What you need to do
What is the number of lines containing the word "styles"? Please answer with that number and nothing more.

Excerpted data
━━━━━━
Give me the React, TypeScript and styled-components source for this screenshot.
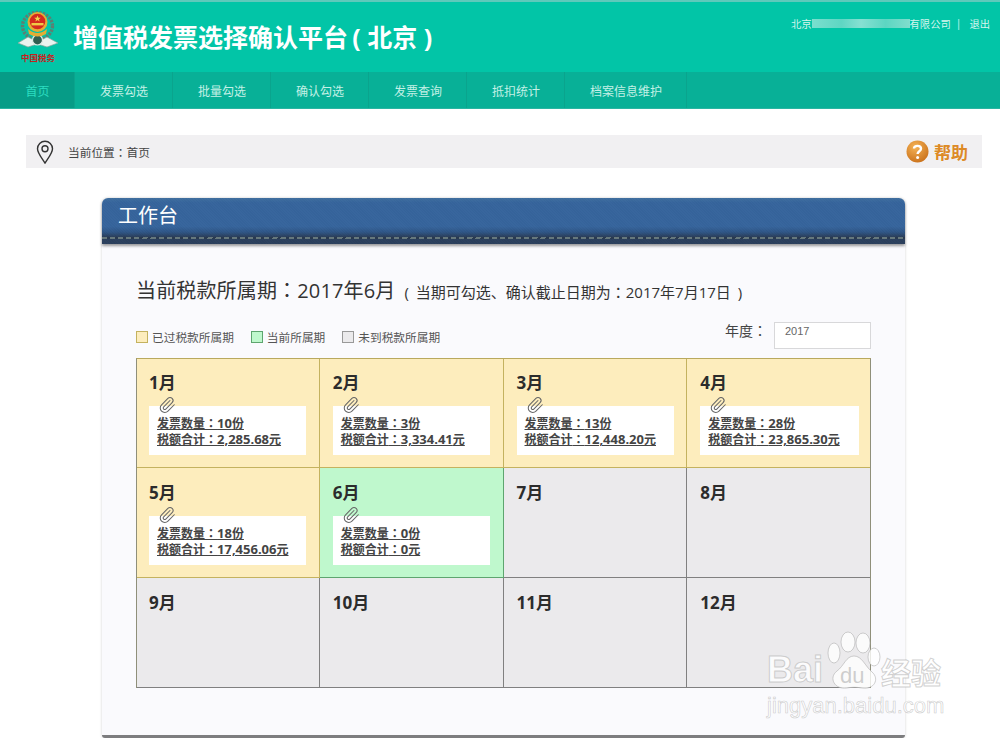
━━━━━━
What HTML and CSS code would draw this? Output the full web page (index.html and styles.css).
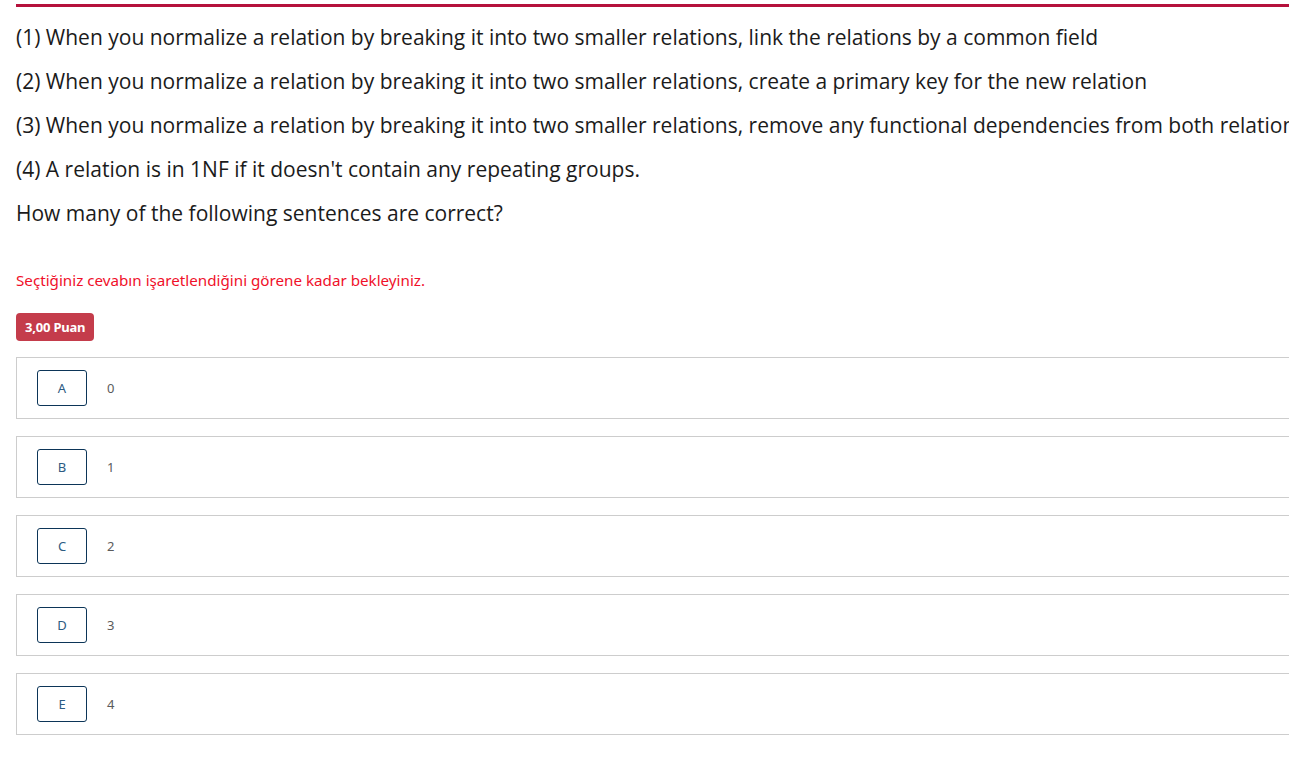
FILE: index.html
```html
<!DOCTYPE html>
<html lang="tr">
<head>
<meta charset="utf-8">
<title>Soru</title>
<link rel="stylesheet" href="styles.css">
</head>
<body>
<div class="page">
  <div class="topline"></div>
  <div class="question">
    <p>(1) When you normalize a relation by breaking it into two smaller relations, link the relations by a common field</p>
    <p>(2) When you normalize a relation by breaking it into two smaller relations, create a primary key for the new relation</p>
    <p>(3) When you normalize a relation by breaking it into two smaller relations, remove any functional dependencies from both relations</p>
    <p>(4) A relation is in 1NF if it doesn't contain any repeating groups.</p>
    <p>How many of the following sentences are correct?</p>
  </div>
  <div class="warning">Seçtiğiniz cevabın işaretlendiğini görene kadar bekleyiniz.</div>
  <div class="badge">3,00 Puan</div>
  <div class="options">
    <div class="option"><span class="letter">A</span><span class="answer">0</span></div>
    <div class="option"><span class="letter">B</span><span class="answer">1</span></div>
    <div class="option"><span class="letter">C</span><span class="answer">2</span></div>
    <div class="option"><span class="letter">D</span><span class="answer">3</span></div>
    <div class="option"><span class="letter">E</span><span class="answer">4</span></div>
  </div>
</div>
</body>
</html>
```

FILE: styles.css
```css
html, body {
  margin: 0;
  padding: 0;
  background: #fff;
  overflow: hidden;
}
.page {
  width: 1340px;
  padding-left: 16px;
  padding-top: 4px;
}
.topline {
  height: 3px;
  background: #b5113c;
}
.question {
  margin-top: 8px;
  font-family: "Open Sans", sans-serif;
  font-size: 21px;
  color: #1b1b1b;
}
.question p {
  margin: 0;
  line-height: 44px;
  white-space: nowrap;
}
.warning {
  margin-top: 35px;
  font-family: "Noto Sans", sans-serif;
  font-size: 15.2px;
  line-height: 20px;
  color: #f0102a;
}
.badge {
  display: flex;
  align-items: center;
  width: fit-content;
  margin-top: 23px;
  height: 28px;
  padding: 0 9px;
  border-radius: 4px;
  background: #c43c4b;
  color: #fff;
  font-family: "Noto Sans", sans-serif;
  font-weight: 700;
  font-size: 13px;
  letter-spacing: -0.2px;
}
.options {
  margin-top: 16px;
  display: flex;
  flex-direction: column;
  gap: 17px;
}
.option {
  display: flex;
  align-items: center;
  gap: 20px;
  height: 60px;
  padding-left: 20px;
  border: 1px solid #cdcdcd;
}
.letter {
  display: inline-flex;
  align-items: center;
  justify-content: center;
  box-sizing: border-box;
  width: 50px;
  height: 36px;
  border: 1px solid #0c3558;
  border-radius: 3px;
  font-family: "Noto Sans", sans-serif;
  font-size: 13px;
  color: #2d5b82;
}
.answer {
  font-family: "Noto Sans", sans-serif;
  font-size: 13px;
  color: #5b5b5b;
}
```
━━━━━━
Result for this exercise
3